I’m not sure anyone knows for sure, it’s a little hard to observe. It is just known they rotate, just like the valves, valve tappets, gudgeon pins etc. When those parts seize they show signs of uneven wear and something bad happens sooner or later.

The rings surely align from time to time, just like stars do 😊
 
#15 ·
axelr, (sorry got your screen name wrong before!)

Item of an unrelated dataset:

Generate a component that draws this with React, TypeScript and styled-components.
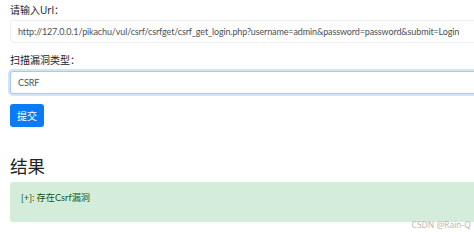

Your RS still fine then? Coz I'm trying to work out what ring gap to use? I've got Mahle Motorsport pistons (same as you?)
I'm (planning) on going Right down the middle of race and none race! So - X 0.0065
So = 0.0224
So top = 0.023
Second = 0.024


Opinion? Cheers!
 
#16 ·
Yes the end-gaps were fine. The engine is a spare now waiting to be reassembled but I’ll reuse the pistons and rings as is. I had 0.007 x bore on both rings. On my other engine with the Ford Fusion 2.0L block casting I did 0.006 x bore on first ring and 0.007 x bore on the second ring together with a deep ruts (around 80 RvK) plateau honing. This is achieved with coarse honing around 180-200 grit with a diamond tool and a super-light touch around 500-600grit just to flatten the peaks (and keep the valleys) - Honing is important. We did that on a new block from Ford. Make sure your machinist understand these things. Lake Speed Jr. on YouTube explains everything.